A SPECTRE IS HAUNTING COMMISSIONER WOOD:
The CLARION
Organ of the Ottawa District of the Communist Party of Canada
Price: five cents Vol. 1.No.14 Feb. 25, 1941
Commissioner S.T.Wood, R.C.M.P., recently suffered a stricture and shot off his typewriter in The Canadian Spokesman. After a few introductory remarks about the need of stopping the activities of Nazi and Fascist agents in Canada (who, incidently, were never even bothered by the police until war broke out) the Commissioner displays his real purpose by announcing that his MAIN enemy is the Communist Party of Canada. Suppression of the Communists, complains Wood bitterly, is complicated because “your Red has the protection of citizenship and his foreign master is not officially an enemy.” In other words, Canadian Communists are Canadians, but the R.C.M.P. could nullify this if only Canada would declare war against the Soviet Union. A pretty thought, Commissioner.

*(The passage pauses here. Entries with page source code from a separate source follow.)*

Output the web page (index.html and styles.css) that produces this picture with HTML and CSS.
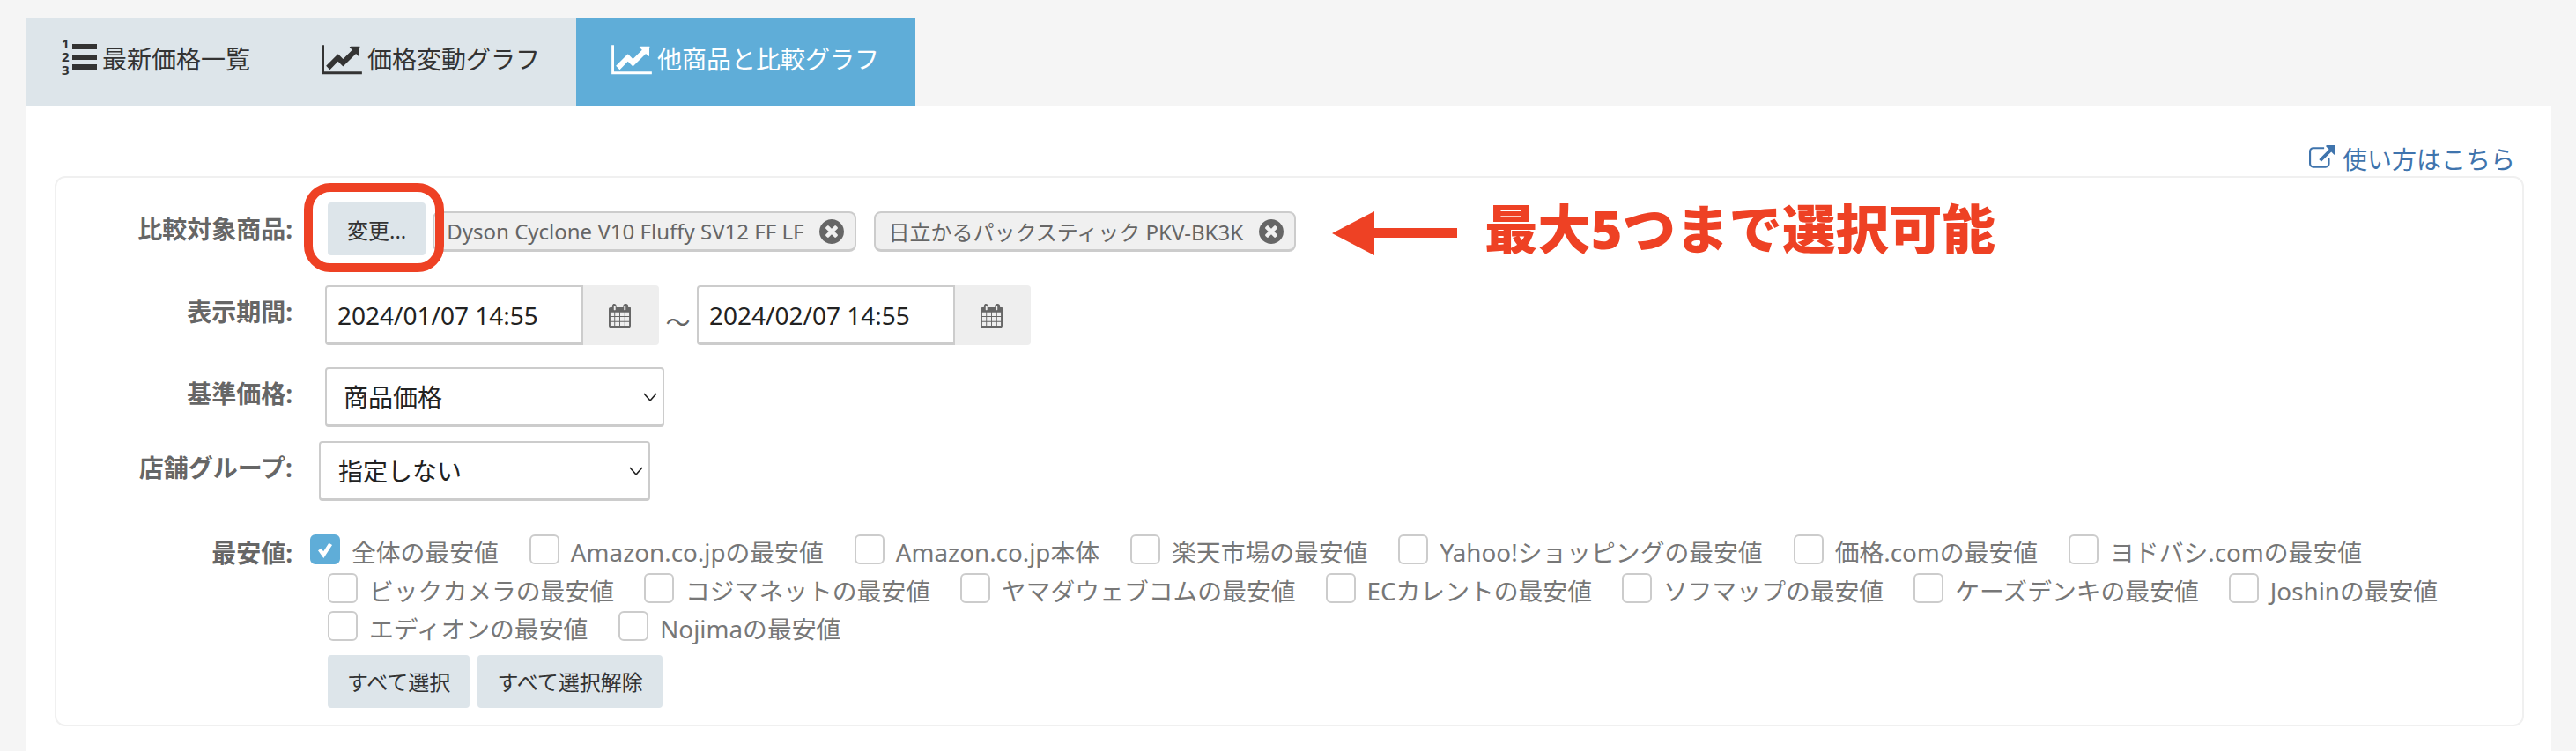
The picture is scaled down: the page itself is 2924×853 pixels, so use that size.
FILE: index.html
```html
<!DOCTYPE html>
<html lang="ja">
<head>
  <meta charset="UTF-8" />
  <title>他商品と比較グラフ</title>
  <link rel="stylesheet" href="styles.css">
</head>
<body>
  <svg class="icon-defs" width="0" height="0">
    <symbol id="i-chart" viewBox="0 0 2048 1792"><path d="M2048 1536v128H0V192h128v1344h1920zM1920 288v435q0 21-19.500 29.500T1865 745l-121-121-633 633q-10 10-23 10t-23-10L832 1024 416 1440l-192-192 585-585q10-10 23-10t23 10l233 233 464-464-121-121q-16-16-7.500-35.500T1491 256h435q14 0 23 9t9 23z"/></symbol>
    <symbol id="i-close" viewBox="128 128 1536 1536"><path d="M1277 1122q0-26-19-45L1077 896l181-181q19-19 19-45 0-27-19-46l-90-90q-19-19-46-19-26 0-45 19L896 715 715 534q-19-19-45-19-27 0-46 19l-90 90q-19 19-19 46 0 26 19 45l181 181-181 181q-19 19-19 45 0 27 19 46l90 90q19 19 46 19 26 0 45-19l181-181 181 181q19 19 45 19 27 0 46-19l90-90q19-19 19-46zm387-226q0 209-103 385.500T1281.500 1561 896 1664t-385.500-103T231 1281.500 128 896t103-385.500T510.500 231 896 128t385.500 103T1561 510.500 1664 896z"/></symbol>
    <symbol id="i-calendar" viewBox="0 0 1664 1792"><path d="M128 1664h288v-288H128v288zm352 0h320v-288H480v288zm-352-352h288V992H128v320zm352 0h320V992H480v320zM128 928h288V640H128v288zm736 736h320v-288H864v288zM480 928h320V640H480v288zm768 736h288v-288h-288v288zm-384-352h320V992H864v320zM512 448V160q0-13-9.500-22.500T480 128h-64q-13 0-22.500 9.500T384 160v288q0 13 9.500 22.500T416 480h64q13 0 22.500-9.500T512 448zm736 864h288V992h-288v320zM864 928h320V640H864v288zm384 0h288V640h-288v288zm32-480V160q0-13-9.500-22.500T1248 128h-64q-13 0-22.500 9.500T1152 160v288q0 13 9.500 22.500t22.500 9.500h64q13 0 22.500-9.500t9.500-22.500zm384-64v1280q0 52-38 90t-90 38H128q-52 0-90-38t-38-90V384q0-52 38-90t90-38h128v-96q0-66 47-113T352 0h64q66 0 113 47t47 113v96h512v-96q0-66 47-113t113-47h64q66 0 113 47t47 113v96h128q52 0 90 38t38 90z"/></symbol>
    <symbol id="i-chevron" viewBox="0 0 16 10"><path d="M1 1l7 8 7-8" fill="none" stroke="#222" stroke-width="1.6"/></symbol>
  </svg>

  <div class="page">
    <div class="tabs">
      <a class="tab">
        <svg class="tab-icon list-icon" viewBox="0 0 40 40">
          <text x="0" y="8" class="list-num">1</text>
          <text x="0" y="23" class="list-num">2</text>
          <text x="0" y="38" class="list-num">3</text>
          <rect x="12" y="3" width="28" height="6"/>
          <rect x="12" y="15" width="28" height="6"/>
          <rect x="12" y="26" width="28" height="6"/>
        </svg>
        最新価格一覧
      </a>
      <a class="tab">
        <svg class="tab-icon"><use href="#i-chart"/></svg>
        価格変動グラフ
      </a>
      <a class="tab active">
        <svg class="tab-icon"><use href="#i-chart"/></svg>
        他商品と比較グラフ
      </a>
    </div>

    <div class="panel">
      <div class="help-row">
        <a class="help-link">
          <svg class="help-icon" viewBox="0 0 1792 1792"><path d="M1408 928v320q0 119-84.500 203.500T1120 1536H288q-119 0-203.500-84.500T0 1248V416q0-119 84.500-203.500T288 128h704q14 0 23 9t9 23v64q0 14-9 23t-23 9H288q-66 0-113 47t-47 113v832q0 66 47 113t113 47h832q66 0 113-47t47-113V928q0-14 9-23t23-9h64q14 0 23 9t9 23zm384-864v512q0 26-19 45t-45 19-45-19l-176-176-652 652q-10 10-23 10t-23-10L695 983q-10-10-10-23t10-23l652-652-176-176q-19-19-19-45t19-45 45-19h512q26 0 45 19t19 45z"/></svg>
          使い方はこちら
        </a>
      </div>

      <div class="box">
        <div class="row row-items">
          <label class="field-label">比較対象商品:</label>
          <div class="change-wrap">
            <button class="btn">変更...</button>
            <span class="red-ring"></span>
          </div>
          <span class="chip">Dyson Cyclone V10 Fluffy SV12 FF LF<svg class="chip-x"><use href="#i-close"/></svg></span>
          <span class="chip">日立かるパックスティック PKV-BK3K<svg class="chip-x"><use href="#i-close"/></svg></span>
          <svg class="note-arrow" viewBox="0 0 142 50"><path d="M0 25L48 0V19H142V30H48V50z"/></svg>
          <span class="note-text">最大5つまで選択可能</span>
        </div>

        <div class="row row-period">
          <label class="field-label">表示期間:</label>
          <div class="date-group">
            <input class="date-input" type="text" value="2024/01/07 14:55">
            <span class="date-addon"><svg class="cal-icon"><use href="#i-calendar"/></svg></span>
          </div>
          <span class="tilde">〜</span>
          <div class="date-group">
            <input class="date-input" type="text" value="2024/02/07 14:55">
            <span class="date-addon"><svg class="cal-icon"><use href="#i-calendar"/></svg></span>
          </div>
        </div>

        <div class="row row-base">
          <label class="field-label">基準価格:</label>
          <div class="select-wrap select-base">
            <select class="select"><option>商品価格</option></select>
            <svg class="chevron"><use href="#i-chevron"/></svg>
          </div>
        </div>

        <div class="row row-group">
          <label class="field-label">店舗グループ:</label>
          <div class="select-wrap select-group">
            <select class="select"><option>指定しない</option></select>
            <svg class="chevron"><use href="#i-chevron"/></svg>
          </div>
        </div>

        <div class="row row-checks">
          <label class="field-label field-label-top">最安値:</label>
          <div class="checks">
            <div class="check-line first">
              <label class="check"><span class="box-mark on"><svg viewBox="0 0 34 34"><path d="M10 17l5 7 9-14" fill="none" stroke="#fff" stroke-width="5"/></svg></span>全体の最安値</label>
              <label class="check"><span class="box-mark"></span>Amazon.co.jpの最安値</label>
              <label class="check"><span class="box-mark"></span>Amazon.co.jp本体</label>
              <label class="check"><span class="box-mark"></span>楽天市場の最安値</label>
              <label class="check"><span class="box-mark"></span>Yahoo!ショッピングの最安値</label>
              <label class="check"><span class="box-mark"></span>価格.comの最安値</label>
              <label class="check"><span class="box-mark"></span>ヨドバシ.comの最安値</label>
            </div>
            <div class="check-line tight">
              <label class="check"><span class="box-mark"></span>ビックカメラの最安値</label>
              <label class="check"><span class="box-mark"></span>コジマネットの最安値</label>
              <label class="check"><span class="box-mark"></span>ヤマダウェブコムの最安値</label>
              <label class="check"><span class="box-mark"></span>ECカレントの最安値</label>
              <label class="check"><span class="box-mark"></span>ソフマップの最安値</label>
              <label class="check"><span class="box-mark"></span>ケーズデンキの最安値</label>
              <label class="check"><span class="box-mark"></span>Joshinの最安値</label>
            </div>
            <div class="check-line">
              <label class="check"><span class="box-mark"></span>エディオンの最安値</label>
              <label class="check"><span class="box-mark"></span>Nojimaの最安値</label>
            </div>
            <div class="check-buttons">
              <button class="btn">すべて選択</button>
              <button class="btn">すべて選択解除</button>
            </div>
          </div>
        </div>
      </div>
    </div>
  </div>
</body>
</html>
```

FILE: styles.css
```css
html, body {
  margin: 0;
  height: 100%;
  overflow: hidden;
}
body {
  font-family: "Noto Sans", "Noto Sans CJK JP", sans-serif;
  font-size: 28px;
  background-color: #f5f5f5;
  color: #333;
}
.icon-defs {
  display: block;
  position: absolute;
}
.page {
  display: flex;
  flex-direction: column;
  height: 100%;
  padding: 20px 28px 0 30px;
  box-sizing: border-box;
}

/* tabs */
.tabs {
  display: flex;
  height: 100px;
  background-color: transparent;
}
.tab {
  display: flex;
  align-items: center;
  gap: 6px;
  padding: 0 41px 6px 40px;
  background-color: #dde5ea;
  color: #333;
  line-height: 40px;
}
.tab.active {
  background-color: #5fadd8;
  color: #fff;
}
.tab-icon {
  width: 46px;
  height: 40px;
  fill: #333;
}
.tab.active .tab-icon {
  fill: #fff;
}
.list-icon {
  width: 40px;
  overflow: visible;
}
.list-num {
  font-size: 15px;
  font-weight: bold;
  font-family: "Noto Sans", sans-serif;
}

/* panel */
.panel {
  flex: 1;
  background-color: #fff;
  padding: 0 31px 0 32px;
}
.help-row {
  display: flex;
  justify-content: flex-end;
  height: 80px;
  padding-right: 10px;
}
.help-link {
  display: flex;
  align-items: center;
  gap: 8px;
  height: 40px;
  margin-top: 40px;
  color: #3f74ad;
}
.help-icon {
  width: 30px;
  height: 30px;
  fill: #3f74ad;
}

.box {
  height: 625px;
  box-sizing: border-box;
  padding-top: 28px;
  border: 2px solid #f0f0f0;
  border-radius: 12px;
}
.row {
  display: flex;
  align-items: flex-start;
}
.row-period {
  margin-top: 34px;
}
.row-base {
  margin-top: 25px;
}
.row-group {
  margin-top: 16px;
}
.row-checks {
  margin-top: 38px;
}
.field-label {
  flex: none;
  width: 268px;
  padding-top: 10px;
  line-height: 40px;
  text-align: right;
  font-weight: bold;
  color: #666;
}
.field-label-top {
  padding-top: 1px;
}

/* buttons */
.btn {
  height: 60px;
  padding: 0 22px;
  border: none;
  border-radius: 4px;
  background-color: #dde5ea;
  color: #333;
  font-family: inherit;
  font-size: 24px;
}
.change-wrap {
  position: relative;
  margin-left: 40px;
}
.change-wrap .btn {
  display: block;
}
.red-ring {
  position: absolute;
  top: -22px;
  right: -21px;
  bottom: -19px;
  left: -27px;
  border: 10px solid #ee4124;
  border-radius: 30px;
  z-index: 2;
}

/* chips */
.chip {
  display: flex;
  align-items: center;
  gap: 18px;
  box-sizing: border-box;
  height: 46px;
  margin-top: 10px;
  margin-left: 20px;
  padding: 0 12px 0 14px;
  background-color: #f0f0f0;
  border: 2px solid #ccc;
  border-bottom-width: 3px;
  border-radius: 8px;
  color: #666;
  font-size: 24px;
}
.change-wrap + .chip {
  margin-left: 8px;
}
.chip-x {
  width: 28px;
  height: 28px;
  fill: #666;
}
.note-arrow {
  flex: none;
  width: 142px;
  height: 50px;
  margin: 10px 31px 0 41px;
  fill: #ee4124;
}
.note-text {
  color: #ee4124;
  font-size: 60.5px;
  font-weight: 900;
  line-height: 60px;
}

/* date range */
.date-group {
  display: flex;
  margin-left: 37px;
}
.tilde + .date-group {
  margin-left: 0;
}
.date-input {
  width: 293px;
  height: 68px;
  box-sizing: border-box;
  padding: 0 12px;
  border: 2px solid #ccc;
  border-bottom-width: 3px;
  border-radius: 4px 0 0 4px;
  font-family: inherit;
  font-size: 28px;
  color: #222;
}
.date-addon {
  display: flex;
  align-items: center;
  justify-content: center;
  box-sizing: border-box;
  width: 86px;
  height: 68px;
  padding-right: 3px;
  background-color: #eee;
  border-radius: 0 4px 4px 0;
}
.cal-icon {
  width: 25px;
  height: 27px;
  fill: #666;
}
.tilde {
  width: 43px;
  margin-top: 22px;
  text-align: center;
  color: #666;
  line-height: 40px;
}

/* selects */
.select-wrap {
  position: relative;
}
.select-base {
  margin-left: 37px;
}
.select-group {
  margin-left: 30px;
}
.select {
  display: block;
  height: 68px;
  box-sizing: border-box;
  padding: 0 0 0 19px;
  border: 2px solid #ccc;
  border-bottom-width: 3px;
  border-radius: 4px;
  background-color: #fff;
  appearance: none;
  font-family: inherit;
  font-size: 28px;
  color: #222;
}
.select-base .select {
  width: 385px;
}
.select-group .select {
  width: 376px;
  padding-left: 20px;
}
.chevron {
  position: absolute;
  top: 29px;
  right: 8px;
  width: 16px;
  height: 10px;
  pointer-events: none;
}

/* checkboxes */
.checks {
  margin-left: 40px;
}
.check-line {
  display: flex;
  height: 43.5px;
}
.check-line.first {
  margin-left: -20px;
}
.check {
  display: flex;
  align-items: flex-start;
  margin-right: 35px;
  color: #777;
  font-size: 27.8px;
  line-height: 40px;
}
.check-line.tight .check {
  margin-right: 34px;
}
.box-mark {
  display: block;
  flex: none;
  box-sizing: border-box;
  width: 34px;
  height: 34px;
  margin-right: 13px;
  border: 2px solid #ccc;
  border-radius: 6px;
  background-color: #fff;
}
.box-mark.on {
  border-color: #5fadd8;
  background-color: #5fadd8;
}
.box-mark svg {
  display: block;
  width: 30px;
  height: 30px;
}
.check-buttons {
  display: flex;
  gap: 9px;
  margin-top: 6px;
}
```
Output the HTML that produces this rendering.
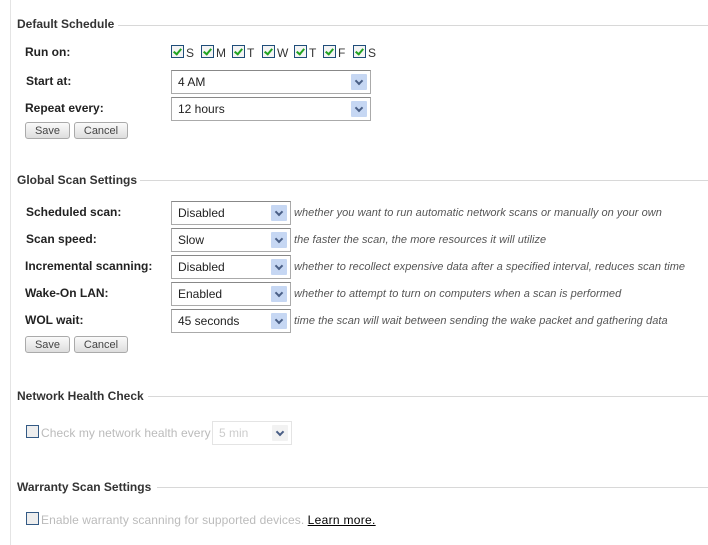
<!DOCTYPE html>
<html><head><style>
body{margin:0;width:708px;height:545px;background:#fff;font-family:"Liberation Sans",Arial,sans-serif;position:relative;overflow:hidden}
.a{position:absolute;white-space:nowrap}
.vl{position:absolute;left:10px;top:0;width:1px;height:545px;background:#e4e4e4}
.h{font-size:12px;font-weight:bold;color:#333}
.hl{position:absolute;height:1px;background:#d8d8d8;right:0}
.l{font-size:12px;font-weight:bold;color:#222}
.sel{position:absolute;border:1px solid #aaa;border-top-color:#888;background:#fff;font-size:12px;color:#222;box-sizing:border-box;height:24px;line-height:22px;padding-left:6px}
.sel i{position:absolute;right:3px;top:3px;width:16px;height:16px;background:#c6d7f3;border-radius:1px}
.sel i:after{content:"";position:absolute;left:5px;top:4px;width:4px;height:4px;border-right:2px solid #4a5f86;border-bottom:2px solid #4a5f86;transform:rotate(45deg)}
.btn{position:absolute;height:17px;border:1px solid #aaa;border-radius:3px;background:linear-gradient(#fafafa,#ddd);font-size:11px;color:#444;text-align:center;line-height:16px;box-sizing:border-box}
.cb{position:absolute;width:13px;height:13px;border:1px solid #1f4d7a;box-sizing:border-box;background:#f4f4f4}
.cb:after{content:"";position:absolute;left:3px;top:1px;width:3px;height:6px;border-right:2px solid #21a321;border-bottom:2px solid #21a321;transform:rotate(40deg)}
.cb.n:after{display:none}
.d{font-size:12px;color:#333}
.hint{font-size:11px;font-style:italic;color:#555;letter-spacing:0.05px}
.dis{color:#bbb;font-size:12px;letter-spacing:0.08px}
</style></head><body>
<div class="vl"></div>
<div class="a h" style="left:17px;top:17px">Default Schedule</div><div class="hl" style="left:118px;top:25px"></div>
<div class="a l" style="left:25px;top:45px">Run on:</div>
<div class="cb" style="left:171px;top:45px"></div><div class="a d" style="left:186px;top:46px">S</div>
<div class="cb" style="left:201px;top:45px"></div><div class="a d" style="left:216px;top:46px">M</div>
<div class="cb" style="left:232px;top:45px"></div><div class="a d" style="left:247px;top:46px">T</div>
<div class="cb" style="left:262px;top:45px"></div><div class="a d" style="left:277px;top:46px">W</div>
<div class="cb" style="left:294px;top:45px"></div><div class="a d" style="left:309px;top:46px">T</div>
<div class="cb" style="left:323px;top:45px"></div><div class="a d" style="left:338px;top:46px">F</div>
<div class="cb" style="left:353px;top:45px"></div><div class="a d" style="left:368px;top:46px">S</div>
<div class="a l" style="left:26px;top:74px">Start at:</div>
<div class="sel" style="left:171px;top:70px;width:200px">4 AM<i></i></div>
<div class="a l" style="left:25px;top:101px">Repeat every:</div>
<div class="sel" style="left:171px;top:97px;width:200px">12 hours<i></i></div>
<div class="btn" style="left:25px;top:122px;width:45px">Save</div>
<div class="btn" style="left:74px;top:122px;width:54px">Cancel</div>

<div class="a h" style="left:17px;top:173px">Global Scan Settings</div><div class="hl" style="left:140px;top:180px"></div>
<div class="a l" style="left:26px;top:205px">Scheduled scan:</div>
<div class="sel" style="left:171px;top:201px;width:120px">Disabled<i></i></div>
<div class="a hint" style="left:294px;top:207px">whether you want to run automatic network scans or manually on your own</div>
<div class="a l" style="left:26px;top:232px">Scan speed:</div>
<div class="sel" style="left:171px;top:228px;width:120px">Slow<i></i></div>
<div class="a hint" style="left:294px;top:234px">the faster the scan, the more resources it will utilize</div>
<div class="a l" style="left:25px;top:259px">Incremental scanning:</div>
<div class="sel" style="left:171px;top:255px;width:120px">Disabled<i></i></div>
<div class="a hint" style="left:294px;top:261px">whether to recollect expensive data after a specified interval, reduces scan time</div>
<div class="a l" style="left:25px;top:286px">Wake-On LAN:</div>
<div class="sel" style="left:171px;top:282px;width:120px">Enabled<i></i></div>
<div class="a hint" style="left:294px;top:288px">whether to attempt to turn on computers when a scan is performed</div>
<div class="a l" style="left:25px;top:313px">WOL wait:</div>
<div class="sel" style="left:171px;top:309px;width:120px">45 seconds<i></i></div>
<div class="a hint" style="left:294px;top:315px">time the scan will wait between sending the wake packet and gathering data</div>
<div class="btn" style="left:25px;top:336px;width:45px">Save</div>
<div class="btn" style="left:74px;top:336px;width:54px">Cancel</div>

<div class="a h" style="left:17px;top:389px">Network Health Check</div><div class="hl" style="left:148px;top:396px"></div>
<div class="cb n" style="left:26px;top:425px;border-color:#345a85;background:#eee"></div>
<div class="a dis" style="left:41px;top:426px">Check my network health every</div>
<div class="sel" style="left:212px;top:421px;width:80px;border-color:#e4e4e4;color:#ccc">5 min<i style="background:#f2f2f2"></i></div>

<div class="a h" style="left:17px;top:480px">Warranty Scan Settings</div><div class="hl" style="left:157px;top:487px"></div>
<div class="cb n" style="left:26px;top:512px;border-color:#345a85;background:#eee"></div>
<div class="a dis" style="left:41px;top:513px">Enable warranty scanning for supported devices. <span style="color:#000;text-decoration:underline;letter-spacing:0.3px">Learn more.</span></div>
</body></html>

We know what is bothering Commissioner Wood. Despite vigilant sleuthing, the R.C.M.P. have failed to stop the Communist Party from telling the truth about the war to the Canadian people, via underground press, leaflets and radio. And in Ottawa, the nation’s capitol, the illegal Clarion appears regularly and circulates widely, causing the Commissioner plenty of headaches. Within the past two weeks, Commissioner, you have received letters from Vancouver, Winnipeg, Windsor, Toronto, London and Kingston informing you that the Ottawa Clarion is still publishing, despite your official statement that “the R.C.M.P. have no reason to believe that any Communist paper is being printed in Ottawa, but are actively searching for the printing place.” A Mr. Clark of Windsor was quite sarcastic about it, wasn’t he, Commissioner? (What’s that? How do we know? Why, Commissioner, it’s simple: we read your mail. Turn about is fair play, you know.)
Yes, Commissioner, you’ve got the jitters. But that recent switch in the Ottawa Red Squad personnel won’t help you. We have been acquainted with that new inspector from out west from away back when. And why did you demote the local squad sergeant just because he couldn’t locate the Clarion print shop? We think your employees need a trade union to protect their jobs.
“Many may be surprised to hear that it is not the Nazi nor the Fascist but the radical who constitutes our most troublesome problem,” you write in the Spokesman. No doubt “the gullible public” (as you so contemptuously refer to the Canadian people) will be surprised. Most persons had an idea that the war was against the Nazis and Fascists. But not you, Commissioner, not you. Why, some of your best friends are Fascists!
“A few parliamentarians, who are apparently sincere but, obviously un-informed or indifferent to facts, are greatly encouraging the subversive elements by attacking the Defense of Canada Regulations,” you write. Lapointe had to rise in parliament and apologize for your stupid blunder--and tell us, Commissioner, did you get your ears slapped in private for making this slip of the tongue? We’d respect you more if you’d openly say what you think, i.e. : “To hell with democracy! Give me a big enough police force and I’ll do as good a job in Canada as Himmler and the Gestapo in Germany. What has Hitler and Himmler got that I haven’t got?”
Don’t look now, Commissioner, but your face is Red!